Dannenfelser told CBN News without the kind of activism thousands of pro-lifers displayed leading up to the election, passage of this bill wouldn't be possible.

When Enough Fight

And she believes when everyday folks battle those wrongs together, they can be defeated.

"It's what ended slavery. It's what ended child labor. It's what ended all sorts of things," Dannenfelser explained. "And we're beginning to see the end of abortion in the Congress right now with the Pain-Capable bill. And it will save 18,000 children a year."

Of course, the ultimate pro-life goal is to make abortion unthinkable and illegal again, because if it's legal, that suggests it's okay.

Janet Morana co-founded Silent No More, a group of post-abortive women and others wounded by abortion who've decided to speak out about the pain it causes.

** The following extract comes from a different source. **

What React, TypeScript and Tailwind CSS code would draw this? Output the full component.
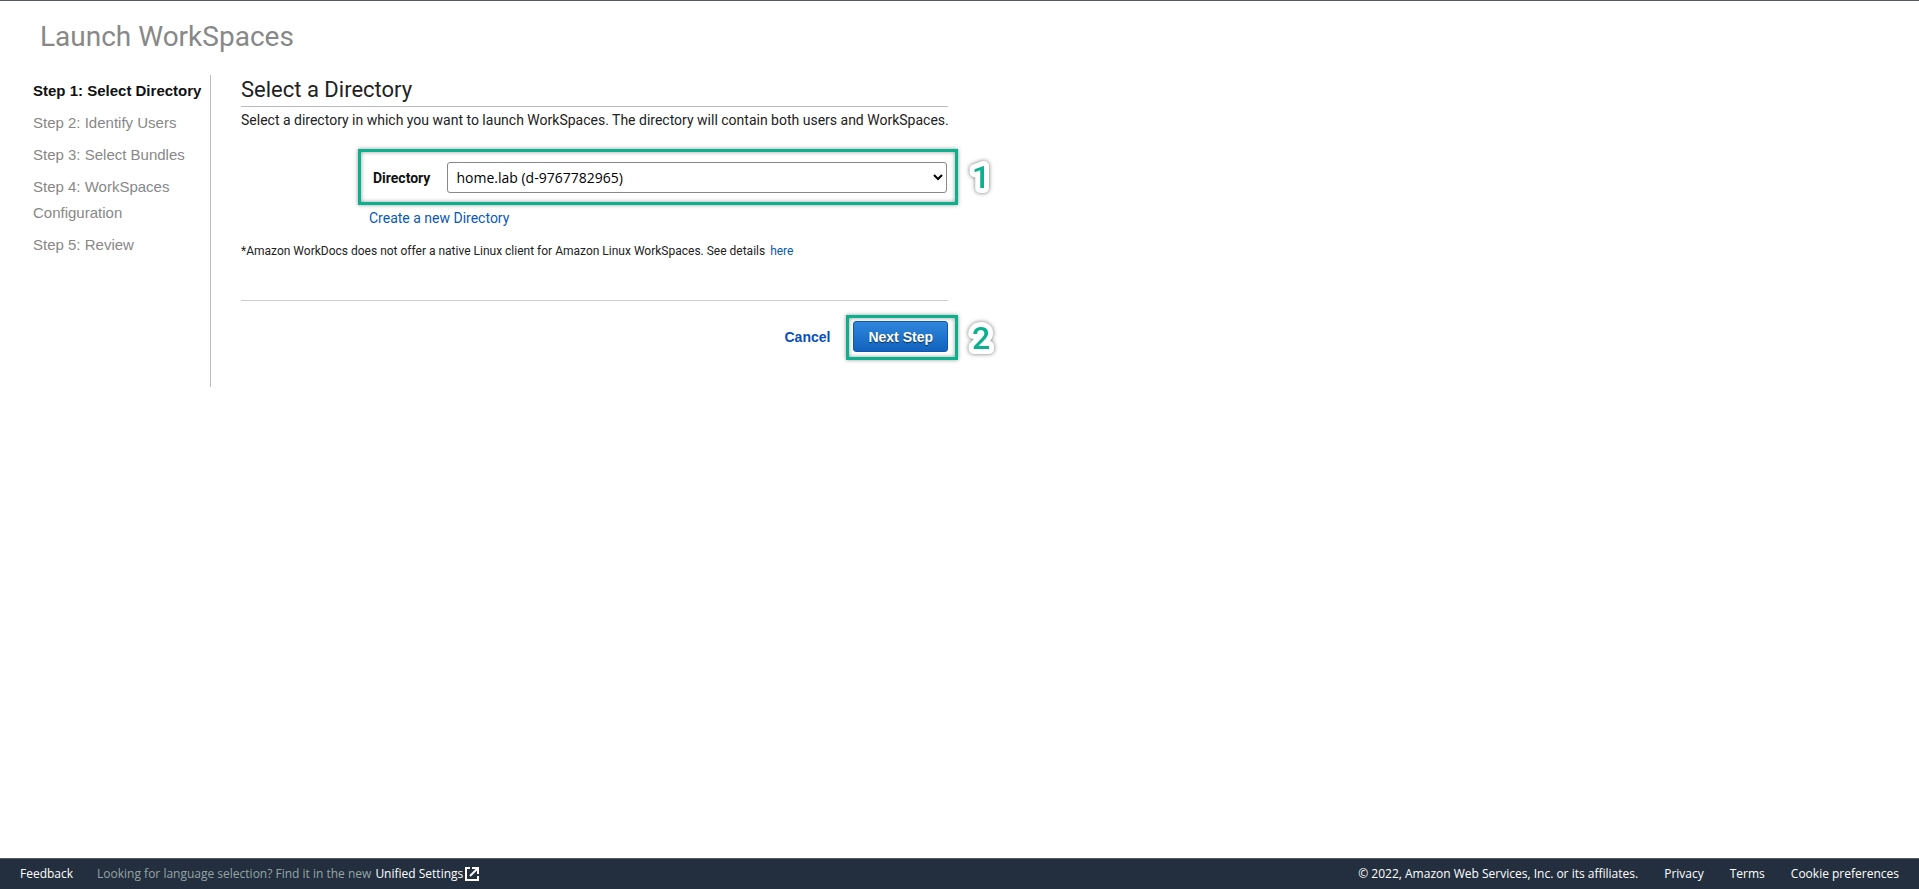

"You can listen to the voices of the women, and they'll say making it legal was giving permission," she said. "Just think of how many things you don't do because it's illegal."

Georgette Forney co-founded Silent No More alongside Morana. Forney told CBN News just three years before, the Supreme Court had legalized the procedure nationwide, which made a huge difference in her teenage mind when she aborted her first child.

Legalizing Abortion Made it Okay

"There I was in 1976 -- I remember driving down the road," Forney said, as she recalled thinking of her upcoming abortion, "This feels wrong, but it's legal, so it's got to be okay.'"

Lifelong civil rights activist Alveda King fights alongside Silent No More. She said activism can convince others abortion's not okay.

"Get out there," King encouraged. "Hold your sign, do your prayer, sing your song, ask people to keep their children. I know for a fact that lives are saved when we do that."